First, we solved each inequality individually. For the first inequality, -2x < 22, we divided both sides by -2, remembering to reverse the inequality sign, resulting in x > -11. For the second inequality, x + 4 < 8, we subtracted 4 from both sides, obtaining x < 4. These two solutions define the ranges of values that satisfy each inequality separately.

Next, we found the intersection of the solution sets. This involved identifying the values of x that satisfy both x > -11 and x < 4. We visualized this on a number line, which clearly showed the intersection to be the range -11 < x < 4. This means that x can be any number between -11 and 4, but not equal to -11 or 4.

Finally, we identified the largest integer solution within this range. By considering the integers between -11 and 4, we determined that the largest integer that satisfies both inequalities is 3. This was confirmed by substituting 3 back into the original inequalities and verifying that both conditions hold true.
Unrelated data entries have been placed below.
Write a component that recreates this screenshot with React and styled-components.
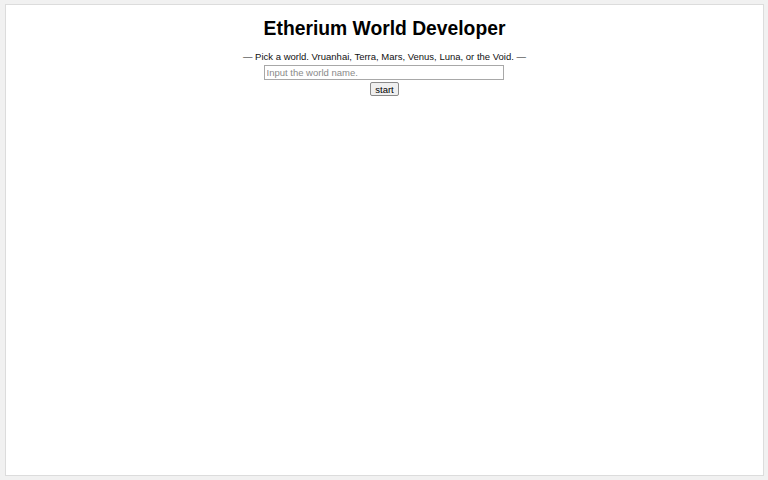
import React, { useState } from "react";
import styled, { createGlobalStyle } from "styled-components";

const GlobalStyle = createGlobalStyle`
  html, body {
    margin: 0;
    padding: 0;
    background: #f1f1f1;
    font-family: "Liberation Sans", Arial, sans-serif;
  }
`;

const Page = styled.div`
  box-sizing: border-box;
  height: 480px;
  padding: 4px 4px 4px 5px;
  display: flex;
`;

const Panel = styled.main`
  flex: 1;
  background: #fff;
  border: 1px solid #dcdcdc;
  display: flex;
  flex-direction: column;
  align-items: center;
`;

const Title = styled.h1`
  margin: 13px 0 0;
  font-size: 19.3px;
  font-weight: bold;
  color: #000;
`;

const Prompt = styled.p`
  margin: 11px 0 0;
  font-size: 9.5px;
  color: #111;
`;

const WorldInput = styled.input`
  box-sizing: border-box;
  width: 240px;
  height: 15px;
  margin: 3px 0 0 -2px;
  padding: 0 2px;
  border: 1px solid #a8a8a8;
  font-family: inherit;
  font-size: 9.5px;
  &::placeholder {
    color: #8a8a8a;
  }
`;

const StartButton = styled.button`
  margin-top: 2px;
  padding: 0 4px;
  height: 14px;
  font-family: inherit;
  font-size: 9.5px;
  background: #efefef;
  border: 1px solid #8a8a8a;
  border-radius: 2px;
  color: #000;
`;

export default function App() {
  const [world, setWorld] = useState("");
  return (
    <>
      <GlobalStyle />
      <Page>
        <Panel>
          <Title>Etherium World Developer</Title>
          <Prompt>— Pick a world. Vruanhai, Terra, Mars, Venus, Luna, or the Void. —</Prompt>
          <WorldInput
            value={world}
            onChange={(e) => setWorld(e.target.value)}
            placeholder="Input the world name."
          />
          <StartButton>start</StartButton>
        </Panel>
      </Page>
    </>
  );
}
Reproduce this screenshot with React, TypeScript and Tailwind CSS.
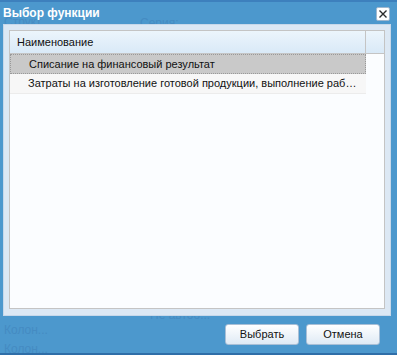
import React from "react";

const font = { fontFamily: '"Liberation Sans", Arial, sans-serif' };

export default function App() {
  return (
    <div
      className="relative w-[397px] h-[355px] overflow-hidden bg-[#4c98cd] flex flex-col border-t-2 border-t-[#3d80bd] border-b-2 border-b-[#2f6ea8]"
      style={font}
    >
      {/* faint background content seen through the window */}
      <span className="absolute left-[4px] top-[11px] text-[12px] text-[#458bc2]">Структ...</span>
      <span className="absolute left-[140px] top-[12px] text-[12px] text-[#458bc2]">Серия:</span>
      <span className="absolute left-[150px] top-[304px] text-[12px] text-[#458bc2]">Не автоо...</span>
      <span className="absolute left-[4px] top-[319px] text-[12px] text-[#458bc2]">Колон...</span>
      <span className="absolute left-[4px] top-[338px] text-[12px] text-[#458bc2]">Колон...</span>

      {/* title bar */}
      <div className="relative h-[22px] flex items-center justify-between pl-[3px] pr-[7px]">
        <span className="text-[12px] font-bold text-white">Выбор функции</span>
        <div className="w-[14px] h-[14px] mt-[2px] rounded-[2px] bg-white border border-[#9fb8cf] flex items-center justify-center">
          <svg width="10" height="10" viewBox="0 0 10 10">
            <path d="M1.5 1.5 L8.5 8.5 M8.5 1.5 L1.5 8.5" stroke="#2b2b2b" strokeWidth="1.4" />
          </svg>
        </div>
      </div>

      {/* body panel */}
      <div className="relative mx-[3px] mr-[6px] h-[292px] bg-[#dce8f4] border border-[#c7d8ea] pt-[5px] pl-[5px] pr-[5px] pb-[6px]">
        <div className="w-full h-full bg-[#fbfdff] border border-[#c4c4c4] flex flex-col">
          {/* header */}
          <div className="flex h-[23px] border-b border-[#c4c4c4] bg-gradient-to-b from-[#ecf5fc] to-[#d9e9f7]">
            <div className="w-[356px] border-r border-[#c4c4c4] flex items-center pl-[7px] text-[11px] text-[#111]">
              Наименование
            </div>
            <div className="flex-1" />
          </div>
          {/* rows */}
          <div className="w-[356px] h-[20px] bg-[#c9c9c9] border border-dotted border-[#999] flex items-center pl-[18px] text-[11px] text-[#111]">
            Списание на финансовый результат
          </div>
          <div className="w-[356px] h-[20px] bg-[#f7f7f7] border-b border-[#ececec] flex items-center pl-[18px] pr-[8px] text-[11px] text-[#111]">
            <span className="truncate">Затраты на изготовление готовой продукции, выполнение работ, оказание услуг</span>
          </div>
        </div>
      </div>

      {/* footer */}
      <div className="relative flex justify-end gap-[7px] pr-[17px] mt-[8px]">
        <button className="w-[74px] h-[21px] rounded-[3px] border border-[#a9bfd6] bg-gradient-to-b from-[#ffffff] to-[#dfeaf5] text-[11px] text-[#111]">
          Выбрать
        </button>
        <button className="w-[74px] h-[21px] rounded-[3px] border border-[#a9bfd6] bg-gradient-to-b from-[#ffffff] to-[#dfeaf5] text-[11px] text-[#111]">
          Отмена
        </button>
      </div>
    </div>
  );
}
Key takeaways from this process include the importance of reversing the inequality sign when multiplying or dividing by a negative number, the significance of visualizing solution sets on a number line, and the need to consider the context of the problem when identifying the final solution. Mastering these concepts is crucial for success in algebra and related fields. Systems of inequalities appear in various mathematical applications, and a solid understanding of how to solve them will significantly enhance problem-solving skills. By following these steps, one can confidently tackle similar problems and achieve accurate solutions.